Fourteen years before, on January 11, 1861, Benito Juárez wrote something which was later discovered by historians that stated:

”To each according to his ability and to each ability according to deeds and education. That way there will be neither privileged classes nor unjust preferences (…)”

“Socialism is the natural tendency to better the condition or the free development of both physical and moral competences.”

As underlined before, Engels expressed that Marxism is a method for investigation and study, and Lenin, in his own right, declared that it was a guide for action. Using both method and guide we can tackle the concrete problems of our time, while also heeding the warning that there is no general formula that can be applied to all situations and all nations. It is up to us, starting with the concrete development of our societies, and the intellectual tradition and politics of our region, to find creative ways and paths, and the optimal form to channel that true socialism of the 21st century, the one aspired by our nations.

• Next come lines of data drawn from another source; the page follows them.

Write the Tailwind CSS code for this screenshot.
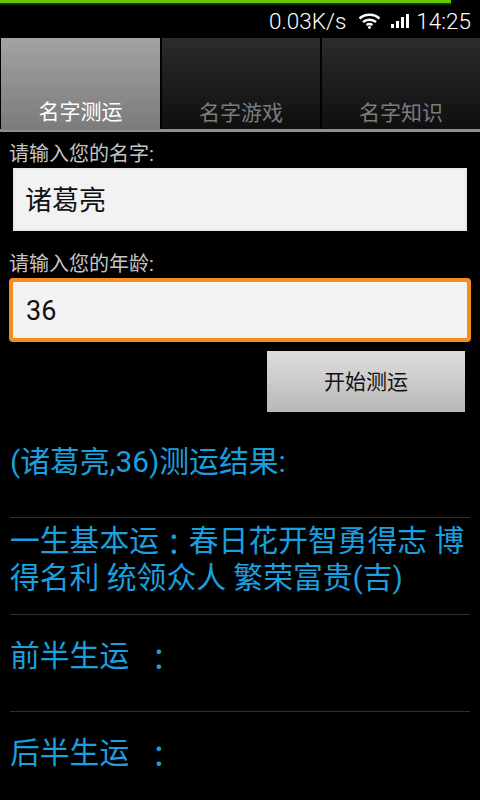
<!DOCTYPE html>
<html lang="zh">
<head>
  <meta charset="UTF-8">
  <meta name="viewport" content="width=device-width, initial-scale=1.0">
  <script src="https://cdn.jsdelivr.net/npm/@tailwindcss/browser@4"></script>
  <title>名字测运</title>
</head>
<body class="bg-black w-[480px] h-[800px] overflow-hidden font-['Roboto','Noto_Sans_CJK_SC',sans-serif]">

<!-- status bar -->
<div class="h-[38px] relative flex items-center justify-end pr-[9px] pt-[4px] text-white text-[22.5px] leading-none">
  <div class="absolute top-0 left-0 w-[451px] h-[3px] bg-[#66c600]"></div>
  <div class="absolute top-[3px] left-0 w-[451px] h-[4px] bg-gradient-to-b from-[#2a4a00] to-black"></div>
  <span class="font-light">0.03K/s</span>
  <svg class="ml-[12px]" width="23" height="16" viewBox="0 0 22 16" fill="none" stroke="white" stroke-width="2.4">
    <path d="M1 5.5 C6.5 0.5 15.5 0.5 21 5.5"/>
    <path d="M4.5 9 C8 6 14 6 17.5 9"/>
    <path d="M8 12 C9.8 10.8 12.2 10.8 14 12"/>
    <circle cx="11" cy="14.5" r="1.4" fill="white" stroke="none"/>
  </svg>
  <svg class="ml-[10px]" width="19" height="16" viewBox="0 0 19 16" fill="white">
    <rect x="0" y="11" width="3" height="4"/>
    <rect x="5" y="8" width="3" height="7"/>
    <rect x="10" y="4" width="3" height="11"/>
    <rect x="15" y="1" width="3" height="14"/>
  </svg>
  <span class="ml-[6px] font-light">14:25</span>
</div>

<!-- tabs -->
<div class="h-[94px] flex relative border-b-[3px] border-[#8e8e8e] text-[21px] leading-none">
  <div class="w-[159px] ml-[1px] -mb-[3px] flex items-end justify-center pb-[7px] text-white bg-gradient-to-b from-[#a3a3a3] to-[#7b7b7b] border-b-[2px] border-[#8e8e8e]">名字测运</div>
  <div class="w-[160px] flex items-end justify-center pb-[5px] text-[#7c7c7c] bg-gradient-to-b from-[#2c2c2c] to-[#0f0f0f] border-l-[2px] border-black">名字游戏</div>
  <div class="flex-1 flex items-end justify-center pb-[5px] text-[#7c7c7c] bg-gradient-to-b from-[#2c2c2c] to-[#0f0f0f] border-l-[2px] border-black">名字知识</div>
</div>

<!-- form -->
<div class="px-[10px]">
  <div class="mt-[9px] -ml-[1px] h-[27px] text-[20px] leading-[26px] text-[#c4c4c4]">请输入您的名字:</div>
  <div class="mx-[3px] h-[63px] flex items-center pl-[10px] pt-[3px] bg-[#f2f2f2] text-[27px] text-[#111] border-2 border-[#e8e8e8]">诸葛亮</div>
  <div class="mt-[20px] -ml-[1px] h-[27px] text-[20px] leading-[26px] text-[#c4c4c4]">请输入您的年龄:</div>
  <div class="-mx-[1px] h-[64px] flex items-center pl-[13px] pt-[3px] bg-[#f2f2f2] text-[27px] text-[#111] border-[4px] border-[#f48d1d] rounded-[4px]">36</div>
  <div class="flex justify-end mt-[9px] pr-[5px]">
    <div class="w-[198px] h-[61px] flex items-center justify-center pt-[3px] text-[21px] text-[#111] bg-gradient-to-b from-[#dedede] to-[#b8b8b8]">开始测运</div>
  </div>
</div>

<!-- results -->
<div class="px-[10px] text-[29.8px] leading-[38px] text-[#1a9fdf]">
  <div class="h-[106px] pt-[31px] border-b border-[#2e2e2e]">(诸葛亮,36)测运结果:</div>
  <div class="h-[97px] pt-[4px] leading-[37px] border-b border-[#2e2e2e]">一生基本运<span lang="zh-Hant" class="leading-none align-[-4px] font-['Noto_Sans_CJK_TC']">：</span>春日花开智勇得志 博得名利 统领众人 繁荣富贵(吉)</div>
  <div class="h-[97px] pt-[22px] border-b border-[#2e2e2e]">前半生运 &nbsp;<span lang="zh-Hant" class="leading-none align-[-4px] font-['Noto_Sans_CJK_TC']">：</span></div>
  <div class="pt-[22px]">后半生运 &nbsp;<span lang="zh-Hant" class="leading-none align-[-4px] font-['Noto_Sans_CJK_TC']">：</span></div>
</div>

</body>
</html>
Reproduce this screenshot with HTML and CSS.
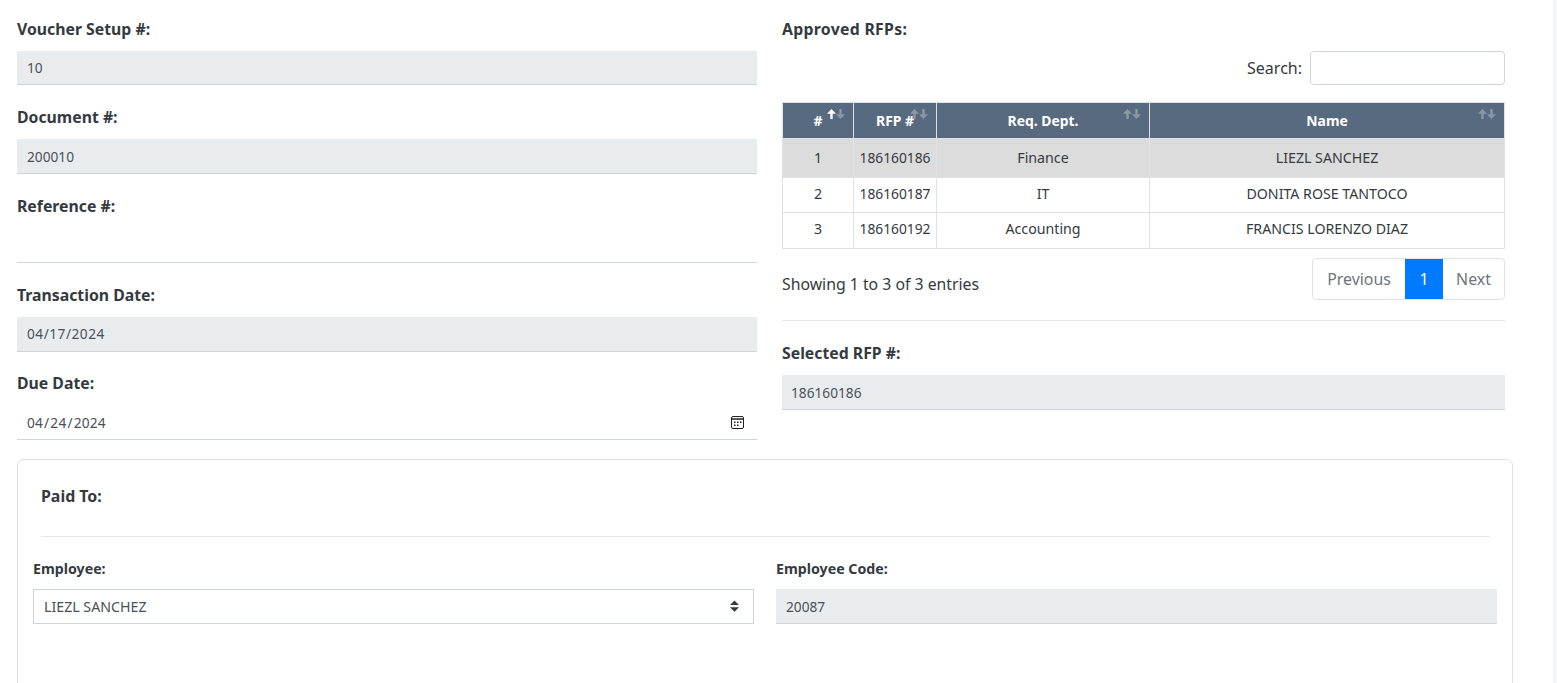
FILE: index.html
```html
<!DOCTYPE html>
<html lang="en">
<head>
  <meta charset="UTF-8">
  <meta name="viewport" content="width=device-width, initial-scale=1.0">
  <title>Voucher Setup</title>
  <link rel="stylesheet" href="styles.css">
</head>
<body>
  <div class="content">
    <div class="top-row">
      <div class="left-col">
        <div class="field">
          <label>Voucher Setup #:</label>
          <input type="text" class="input readonly" value="10" readonly>
        </div>
        <div class="field">
          <label>Document #:</label>
          <input type="text" class="input readonly" value="200010" readonly>
        </div>
        <div class="field">
          <label>Reference #:</label>
          <input type="text" class="input" value="">
        </div>
        <div class="field">
          <label>Transaction Date:</label>
          <input type="text" class="input readonly date-text" value="04/17/2024" readonly>
        </div>
        <div class="field">
          <label>Due Date:</label>
          <input type="date" class="input date-input" value="2024-04-24">
        </div>
      </div>

      <div class="right-col">
        <label class="rfp-heading">Approved RFPs:</label>
        <div class="search-row">
          <span>Search:</span>
          <input type="search" class="search-input">
        </div>
        <table class="rfp-table">
          <thead>
            <tr>
              <th class="col-no sorted">#</th>
              <th class="col-rfp">RFP #</th>
              <th class="col-dept">Req. Dept.</th>
              <th>Name</th>
            </tr>
          </thead>
          <tbody>
            <tr class="selected">
              <td>1</td>
              <td class="rfp-no">186160186</td>
              <td>Finance</td>
              <td>LIEZL SANCHEZ</td>
            </tr>
            <tr>
              <td>2</td>
              <td class="rfp-no">186160187</td>
              <td>IT</td>
              <td>DONITA ROSE TANTOCO</td>
            </tr>
            <tr class="last">
              <td>3</td>
              <td class="rfp-no">186160192</td>
              <td>Accounting</td>
              <td>FRANCIS LORENZO DIAZ</td>
            </tr>
          </tbody>
        </table>
        <div class="table-footer">
          <span class="table-info">Showing 1 to 3 of 3 entries</span>
          <div class="pagination">
            <a class="page-link page-prev">Previous</a>
            <a class="page-link page-num active">1</a>
            <a class="page-link page-next">Next</a>
          </div>
        </div>
        <hr class="divider">
        <div class="field selected-rfp">
          <label>Selected RFP #:</label>
          <input type="text" class="input readonly" value="186160186" readonly>
        </div>
      </div>
    </div>

    <div class="card">
      <h4 class="card-title">Paid To:</h4>
      <hr class="divider card-divider">
      <div class="card-row">
        <div class="card-field">
          <label>Employee:</label>
          <select class="select">
            <option>LIEZL SANCHEZ</option>
          </select>
        </div>
        <div class="card-field">
          <label>Employee Code:</label>
          <input type="text" class="input readonly" value="20087" readonly>
        </div>
      </div>
    </div>
  </div>
</body>
</html>
```

FILE: styles.css
```css
html, body {
  height: 100%;
  overflow: hidden;
}
body {
  margin: 0;
  background-color: #f4f6f9;
  font-family: "Noto Sans", sans-serif;
  color: #343a40;
}
* {
  box-sizing: border-box;
}
.content {
  width: 1553px;
  height: 683px;
  overflow: hidden;
  padding: 16.7px 40px 0 17px;
  background-color: #fff;
}
.top-row {
  display: grid;
  grid-template-columns: 740px 723px;
  column-gap: 25px;
  height: 442px;
}
label {
  display: block;
  font-size: 15.8px;
  font-weight: 700;
  line-height: 24px;
  margin-bottom: 10px;
}
.rfp-heading {
  letter-spacing: 0.3px;
}
.field {
  height: 88.7px;
}
.input {
  display: block;
  width: 100%;
  height: 34.5px;
  padding: 0 10px;
  border: 0;
  border-bottom: 1px solid #ced4da;
  background-color: #fff;
  font-family: inherit;
  font-size: 13.7px;
  color: #495057;
  outline: none;
}
.readonly {
  background-color: #e9ecef;
}
.date-text {
  height: 35px;
  letter-spacing: 0.5px;
}
.date-input {
  height: 35px;
  padding-left: 9px;
  letter-spacing: 0.2px;
  background: #fff url("data:image/svg+xml,%3csvg xmlns='http://www.w3.org/2000/svg' width='13' height='13' viewBox='0 0 13 13'%3e%3crect x='.5' y='.5' width='12' height='12' rx='1.5' fill='none' stroke='%23222'/%3e%3cpath d='M1 3h11' stroke='%23222' stroke-width='1.5'/%3e%3cpath d='M3 5.500h1.500v1.500H3zM6 5.500h1.500v1.500H6zM9 5.500h1.500v1.500H9zM3 8.500h1.500v1.500H3zM6 8.500h1.500v1.500H6z' fill='%23222'/%3e%3c/svg%3e") no-repeat right 13px center;
}
.date-input::-webkit-calendar-picker-indicator {
  opacity: 0;
}

/* search box */
.search-row {
  display: flex;
  justify-content: flex-end;
  align-items: center;
  gap: 8px;
  height: 34px;
  font-size: 16px;
}
.search-input {
  width: 195px;
  height: 34px;
  border: 1px solid #ced4da;
  border-radius: 4px;
  background: #fff;
}

/* table */
.rfp-table {
  width: 723px;
  margin-top: 17px;
  border-collapse: collapse;
  table-layout: fixed;
  font-size: 14.2px;
  text-align: center;
}
.rfp-table th, .rfp-table td {
  border: 1px solid #dee2e6;
  padding: 0;
}
.rfp-table th {
  position: relative;
  height: 36px;
  background-color: #586a80;
  color: #fff;
  font-size: 13.9px;
  font-weight: 700;
}
.rfp-table th::before, .rfp-table th::after {
  content: "";
  position: absolute;
  top: 6px;
  width: 9px;
  height: 10px;
  opacity: 0.3;
}
.rfp-table th::before {
  right: 17px;
  background: url("data:image/svg+xml,%3csvg xmlns='http://www.w3.org/2000/svg' width='9' height='10' viewBox='0 0 9 10'%3e%3cpath fill='%23fff' d='M4.500 0L9 4.800H5.700V10H3.300V4.800H0z'/%3e%3c/svg%3e") no-repeat;
}
.rfp-table th::after {
  right: 8px;
  background: url("data:image/svg+xml,%3csvg xmlns='http://www.w3.org/2000/svg' width='9' height='10' viewBox='0 0 9 10'%3e%3cpath fill='%23fff' d='M4.500 10L0 5.200H3.300V0H5.700V5.200H9z'/%3e%3c/svg%3e") no-repeat;
}
.rfp-table th.sorted::before {
  opacity: 1;
}
.col-no { width: 71px; }
.col-rfp { width: 83px; }
.col-dept { width: 213px; }
.rfp-table td {
  height: 35px;
  padding-bottom: 2px;
}
.rfp-table .selected td {
  height: 39px;
  padding-bottom: 0;
  background-color: #dcdcdc;
}
.rfp-table .last td {
  height: 36px;
  padding-bottom: 3px;
}
.rfp-table .rfp-no {
  font-size: 13.8px;
}

/* pagination */
.table-footer {
  display: flex;
  justify-content: space-between;
  align-items: flex-start;
  margin-top: 9px;
  font-size: 15.8px;
}
.table-info {
  margin-top: 15px;
}
.pagination {
  display: flex;
  height: 42px;
  border: 1px solid #dee2e6;
  border-radius: 4px;
}
.page-link {
  display: flex;
  align-items: center;
  justify-content: center;
  color: #6c757d;
  font-size: 15.9px;
}
.page-prev { width: 92px; }
.page-num { width: 38px; }
.page-next { width: 61px; }
.page-link.active {
  background-color: #007bff;
  color: #fff;
}
.divider {
  height: 1px;
  margin: 20px 0 0;
  border: 0;
  background-color: #e2e4e8;
}
.selected-rfp {
  margin-top: 20px;
}
.selected-rfp .input {
  height: 35px;
  padding-left: 9px;
  padding-top: 1px;
}

/* paid to card */
.card {
  width: 1496px;
  height: 260px;
  padding: 24px 15px 0;
  border: 1px solid #dfe1e5;
  border-radius: 6px;
}
.card-title {
  margin: 0 8px;
  font-size: 15.9px;
  font-weight: 700;
  line-height: 24px;
}
.card-divider {
  margin: 28px 7px 0 8px;
}
.card-row {
  display: grid;
  grid-template-columns: 721px 721px;
  column-gap: 22px;
  margin-top: 20px;
}
.card-field label {
  font-size: 14.2px;
  margin-bottom: 8px;
}
.card-field .input {
  height: 35px;
  padding-top: 1px;
}
.select {
  display: block;
  width: 100%;
  height: 35px;
  padding: 0 10px;
  border: 1px solid #ced4da;
  border-radius: 0;
  font-family: inherit;
  font-size: 14.2px;
  color: #495057;
  appearance: none;
  background: #fff url("data:image/svg+xml,%3csvg xmlns='http://www.w3.org/2000/svg' width='4' height='5' viewBox='0 0 4 5'%3e%3cpath fill='%23343a40' d='M2 0L0 2h4zm0 5L0 3h4z'/%3e%3c/svg%3e") no-repeat right 14px center / 9px 12px;
}
```
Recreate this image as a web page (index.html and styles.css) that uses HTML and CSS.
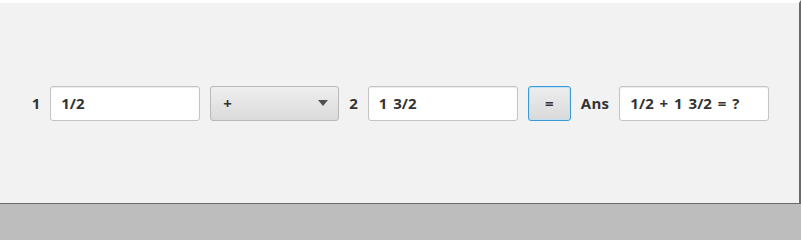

Any analysis we carry out must start from our history and the links established during the centuries between the Latin American and Caribbean nations which make our region the one with the loftiest calling towards integration given our impressive spiritual [cultural] heritage.

In the 21st century we should find inspiration in the enlightened ideas of Marx, Engels and Lenin as expressed in the original writings, and relate them to whatever is found to have validity with those ideas of Bolivar, Martí and other past illustrious leaders and thinkers of our America.